On October 6, 2017, the Center for Consumer Information and Insurance Oversight (CCIIO) released a new bulletin regarding the coverage of abortion by qualified health plans (QHPs) sold through the ACA marketplaces. The bulletin provides additional guidance on how rules and restrictions on abortion coverage will be enforced by federal officials beginning in plan year 2018.
The ACA And Abortion Coverage
Coverage of abortion was one of the most contentious and last resolved issues in the debate over the ACA. The final Senate compromise, which was adopted as part of the ACA, largely reinforces the Hyde Amendment, which has been included in annual Congressional appropriations legislation since the 1970s and prohibits the use of federal funds for abortion services unless the pregnancy is a result of rape or incest, or would endanger the woman’s life (non-Hyde abortions).
The ACA allows the coverage of abortion services through the marketplaces but includes a number of restrictions and requirements that insurers must follow before covering non-Hyde abortions. Many, though not all, of these restrictions are outlined in Section 1303 of the ACA, which includes specific rules related to the coverage of abortion services by QHPs and has been the subject of previous litigation. In particular, Section 1303:
- Prohibits insurers from using any portion of premium tax credits or cost-sharing reduction payments to pay for non-Hyde abortion services;
- Requires insurers to inform consumers in their summary of benefits and coverage that the QHP they are considering includes coverage of non-Hyde abortion services; and
- Requires insurers that cover non-Hyde abortions to determine the cost of and then separately collect and segregate funds for non-Hyde abortion services.
Section 1303 further specifies that individuals who purchase insurance that covers abortions must pay at least one dollar into a separate account specifically designated for abortion. These segregated accounts are designed to help ensure that the accounts are 1) funded solely by the enrollee’s premium (rather than by the premium tax credit) and 2) used exclusively to fund non-Hyde abortion services. Section 1303 also allows states to ban the coverage of abortions by QHPs sold through the marketplaces: to date, twenty-six states have done so. In an additional six states, no marketplace plans offered coverage for abortion during the 2016 plan year. Two states—California and New York—require health plans to cover abortions, subject to an exception for multistate plans, at least one of which in each state must offer insurance without abortion coverage.

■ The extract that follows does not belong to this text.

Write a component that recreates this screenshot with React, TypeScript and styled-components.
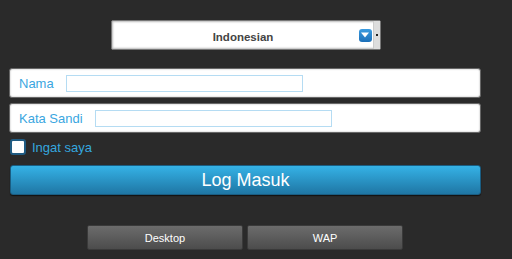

QHP issuer compliance has been erratic. According to a 2014 report from the Government Accountability Office, two of the 18 QHP issuers surveyed failed to collect the statutory minimum of $1 per enrollee per month while four failed to notify enrollees regarding the coverage of non-Hyde abortion services. (Only since 2016 have summary of benefits and coverage rules required disclosure) Nearly all of the QHP issuers surveyed failed to collect separate payments or bill separately for non-Hyde abortion services. Following the GAO report, HHS provided additional guidance on the need for segregation of funds for abortion services in a 2015 regulatory preamble, identifying a number of ways for QHP issuers to satisfy this requirement under Section 1303.
What CCIIO Intends To Do
To further address these concerns, CCIIO’s bulletin reminds QHP issuers of their ongoing obligations under Section 1303 to 1) not seek premium tax credit payments or cost-sharing reduction reimbursement for coverage of non-Hyde abortion services; 2) provide an annual notice in the summary of benefits and coverage that describes whether non-Hyde abortion services are covered by the QHP; and 3) charge and collect no less than $1 per enrollee per month for coverage of non-Hyde abortion services and deposit such amounts collected into a separate allocation account that is used exclusively to cover non-Hyde abortions. Further, CCIIO explicitly directs QHP issuers to provide enrollees with a notice stating that a portion of the total premium amount owed is a separate payment for non-Hyde abortion services. This notice can be provided at the time of enrollment, on a monthly invoice that itemizes the premium charge for coverage of non-Hyde abortion services, or a separate monthly bill for such coverage
CCIIO also indicates that it will take a more active role in enforcement of Section 1303 for QHPs offered through the federal marketplace beginning in 2018 and will assess civil monetary penalties if needed. Penalties of up to $100 per day per individual affected by a violation can be imposed. The bulletin urges state-based marketplace officials to adopt a similar approach to enforcement and explicitly states that CCIIO will enforce these standards if a state operating its own marketplace fails to do so. This enforcement stance also appears to be a shift away from the 2015 guidance, which had affirmed the role of states and state insurance commissioners as the primary entities responsible for implementing and enforcing Section 1303.
CCIIO is also considering additional steps to ensure compliance with Section 1303, including the possibility of revisiting the 2015 guidance and adding more meaningful notice to consumers at the point of sale, beyond the summary of benefits and coverage, on the federal marketplace website. This may include more prominently displaying whether a plan includes non-Hyde abortion services on HealthCare.gov.